WHAT IS NEEDED: Pull out every line below holding the word "document".

========================================================================

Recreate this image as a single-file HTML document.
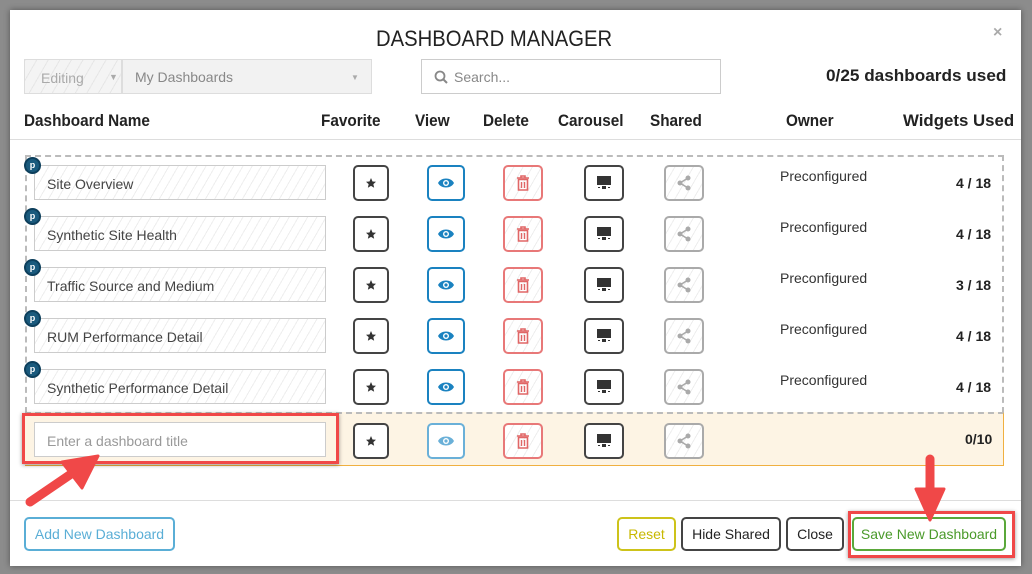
<!DOCTYPE html>
<html><head><meta charset="utf-8"><style>
*{box-sizing:border-box;margin:0;padding:0}
body{width:1032px;height:574px;overflow:hidden;background:#8c8c8c;font-family:"Liberation Sans",sans-serif;position:relative;color:#222}
.modal{position:absolute;left:10px;top:10px;width:1011px;height:556px;background:#fff;box-shadow:0 0 6px rgba(0,0,0,.4)}
.a{position:absolute}
.t{font-size:22px;letter-spacing:0;color:#222;transform:scaleX(.92);transform-origin:left}
.h{font-size:17px;font-weight:bold;top:111px;transform:scaleX(.9);transform-origin:left;color:#222}
.inp{position:absolute;left:34px;width:292px;height:35px;border:1px solid #ccc;background:repeating-linear-gradient(-60deg,#fff 0 7px,#eee 7px 8px);font-size:14px;color:#444;padding:10px 12px}
.b{position:absolute;width:36px;height:36px;border:2px solid #444;border-radius:5px;background:#fff;display:flex;align-items:center;justify-content:center}
.pc{position:absolute;left:780px;font-size:14px;color:#333}
.wu{position:absolute;left:956px;font-size:14px;font-weight:bold;color:#222}
.p{position:absolute;left:24px;width:17px;height:17px;border-radius:50%;background:#1a5a7d;border:2px solid #0d3f5c;color:#fff;font-size:9px;font-weight:bold;text-align:center;line-height:13px}
.btn{position:absolute;top:517px;height:34px;border:2px solid #444;border-radius:5px;background:#fff;font-size:14px;display:flex;align-items:center;justify-content:center}
</style></head><body>
<div class="modal"></div>
<div class="a t" style="left:376px;top:26px">DASHBOARD MANAGER</div>
<div class="a" style="left:993px;top:24px;color:#aaa;font-size:16px;font-weight:bold">×</div>
<div class="a" style="left:24px;top:59px;width:98px;height:35px;border:1px solid #ddd;background:repeating-linear-gradient(-60deg,#f4f4f4 0 9px,#e6e6e6 9px 10px);font-size:14px;color:#aaa;padding:10px 16px">Editing <span style="font-size:9px;position:absolute;left:84px;top:12px">▼</span></div>
<div class="a" style="left:122px;top:59px;width:250px;height:35px;border:1px solid #ddd;background:#f2f2f2;font-size:14px;color:#888;padding:9px 12px">My Dashboards<span style="font-size:8px;position:absolute;left:228px;top:13px;color:#aaa">▼</span></div>
<div class="a" style="left:421px;top:59px;width:300px;height:35px;border:1px solid #ccc;font-size:14px;color:#888;padding:9px 12px">
<svg width="14" height="14" viewBox="0 0 14 14" style="vertical-align:-2px;margin-right:6px"><circle cx="6" cy="6" r="4.5" fill="none" stroke="#888" stroke-width="1.8"/><path d="M9.5 9.5L13 13" stroke="#888" stroke-width="2"/></svg>Search...</div>
<div class="a" style="left:826px;top:66px;font-size:17px;font-weight:bold;transform:scaleX(1.01);transform-origin:left">0/25 dashboards used</div>
<div class="a h" style="left:24px">Dashboard Name</div>
<div class="a h" style="left:321px">Favorite</div>
<div class="a h" style="left:415px">View</div>
<div class="a h" style="left:483px">Delete</div>
<div class="a h" style="left:558px">Carousel</div>
<div class="a h" style="left:650px">Shared</div>
<div class="a h" style="left:786px">Owner</div>
<div class="a h" style="left:903px;transform:scaleX(.99)">Widgets Used</div>
<div class="a" style="left:10px;top:139px;width:1011px;height:1px;background:#ddd"></div>
<div class="a" style="left:25px;top:155px;width:979px;height:258px;border:2px dashed #bbb;border-bottom:none"></div>
<div class="a" style="left:25px;top:412px;width:979px;height:54px;background:#fdf4e4;border-top:2px dashed #bbb;border-bottom:1px solid #f0b040;border-right:1px solid #f0b040"></div>

<div id="rows"></div>
<script>
var names=["Site Overview","Synthetic Site Health","Traffic Source and Medium","RUM Performance Detail","Synthetic Performance Detail"];
var w=["4 / 18","4 / 18","3 / 18","4 / 18","4 / 18"];
var star='<svg width="12" height="12" viewBox="0 0 24 24"><path d="M12 2l3 7 7 .6-5.3 4.7 1.6 7.2L12 17.8 5.7 21.5l1.6-7.2L2 9.6 9 9z" fill="#333"/></svg>';
function eye(c){return '<svg width="16" height="12" viewBox="0 0 16 12"><path d="M0 6C3 0 13 0 16 6 13 12 3 12 0 6z" fill="'+c+'"/><circle cx="8" cy="6" r="3" fill="#fff"/><circle cx="8" cy="6" r="1.6" fill="'+c+'"/></svg>'}
var trash='<svg width="14" height="16" viewBox="0 0 14 16"><path d="M1 3h12M5 3V1h4v2" stroke="#e06666" stroke-width="1.6" fill="none"/><path d="M2.5 4.5h9V15h-9z" stroke="#e06666" stroke-width="1.6" fill="none"/><path d="M5.5 7v6M8.5 7v6" stroke="#e06666" stroke-width="1.4"/></svg>';
var car='<svg width="16" height="16" viewBox="0 0 16 16"><rect x="1" y="1" width="14" height="9" fill="#333"/><rect x="6" y="11" width="4" height="3" fill="#333"/><rect x="2" y="12" width="2" height="1" fill="#333"/><rect x="12" y="12" width="2" height="1" fill="#333"/></svg>';
var share='<svg width="14" height="16" viewBox="0 0 14 16"><circle cx="11" cy="3" r="2.5" fill="#aaa"/><circle cx="3" cy="8" r="2.5" fill="#aaa"/><circle cx="11" cy="13" r="2.5" fill="#aaa"/><path d="M11 3L3 8l8 5" stroke="#aaa" stroke-width="1.6" fill="none"/></svg>';
var hatch='background:repeating-linear-gradient(-60deg,#fff 0 7px,#eee 7px 8px);';
function btns(y,op){
 return '<div class="b" style="left:353px;top:'+y+'px;width:36px">'+star+'</div>'+
 '<div class="b" style="left:427px;top:'+y+'px;width:38px;border-color:'+(op?'#6ab0d8':'#1a82c0')+'">'+eye(op?'#6ab0d8':'#1a82c0')+'</div>'+
 '<div class="b" style="left:503px;top:'+y+'px;width:40px;border-color:#e87878;'+hatch+'">'+trash+'</div>'+
 '<div class="b" style="left:584px;top:'+y+'px;width:40px">'+car+'</div>'+
 '<div class="b" style="left:664px;top:'+y+'px;width:40px;border-color:#aaa;'+hatch+'">'+share+'</div>';}
var h='';
for(var i=0;i<5;i++){var y=165+i*51;
 h+='<div class="inp" style="top:'+y+'px">'+names[i]+'</div><div class="p" style="top:'+(y-8)+'px">p</div>'+btns(y,false)+
 '<div class="pc" style="top:'+(y+3)+'px">Preconfigured</div><div class="wu" style="top:'+(y+60-50)+'px">'+w[i]+'</div>';}
h+='<div class="a" style="left:22px;top:413px;width:317px;height:51px;border:3px solid #f04848;box-shadow:0 1px 4px rgba(0,0,0,.4)"></div>';
h+='<div class="inp" style="top:422px;background:#fff;color:#999;border-color:#ccc">Enter a dashboard title</div>';
h+=btns(423,true)+'<div class="wu" style="top:431px;left:965px">0/10</div>';
document.getElementById('rows').innerHTML=h;
</script>
<div class="a" style="left:10px;top:500px;width:1011px;height:1px;background:#ddd"></div>
<div class="btn" style="left:24px;width:151px;border-color:#5aaed6;color:#5aaed6">Add New Dashboard</div>
<div class="btn" style="left:617px;width:59px;border-color:#cdc31a;color:#c8b800">Reset</div>
<div class="btn" style="left:681px;width:100px">Hide Shared</div>
<div class="btn" style="left:786px;width:58px">Close</div>
<div class="a" style="left:848px;top:511px;width:167px;height:47px;border:3px solid #f04848;box-shadow:0 1px 4px rgba(0,0,0,.4)"></div>
<div class="btn" style="left:852px;width:154px;border-color:#5aa83a;color:#4a9a2a">Save New Dashboard</div>
<svg class="a" style="left:0;top:0" width="1032" height="574">
<path d="M30 502L74 472" stroke="#f04848" stroke-width="9" stroke-linecap="round"/>
<path d="M98 456L62 462L82 488Z" fill="#f04848" stroke="#f04848" stroke-width="3" stroke-linejoin="round"/>
<path d="M930 459V494" stroke="#f04848" stroke-width="9" stroke-linecap="round"/>
<path d="M916 489L944 489L930 520Z" fill="#f04848" stroke="#f04848" stroke-width="3" stroke-linejoin="round"/>
</svg>
</body></html>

========================================================================

FULL RESPONSE:
Recreate this image as a single-file HTML document.
document.getElementById('rows').innerHTML=h;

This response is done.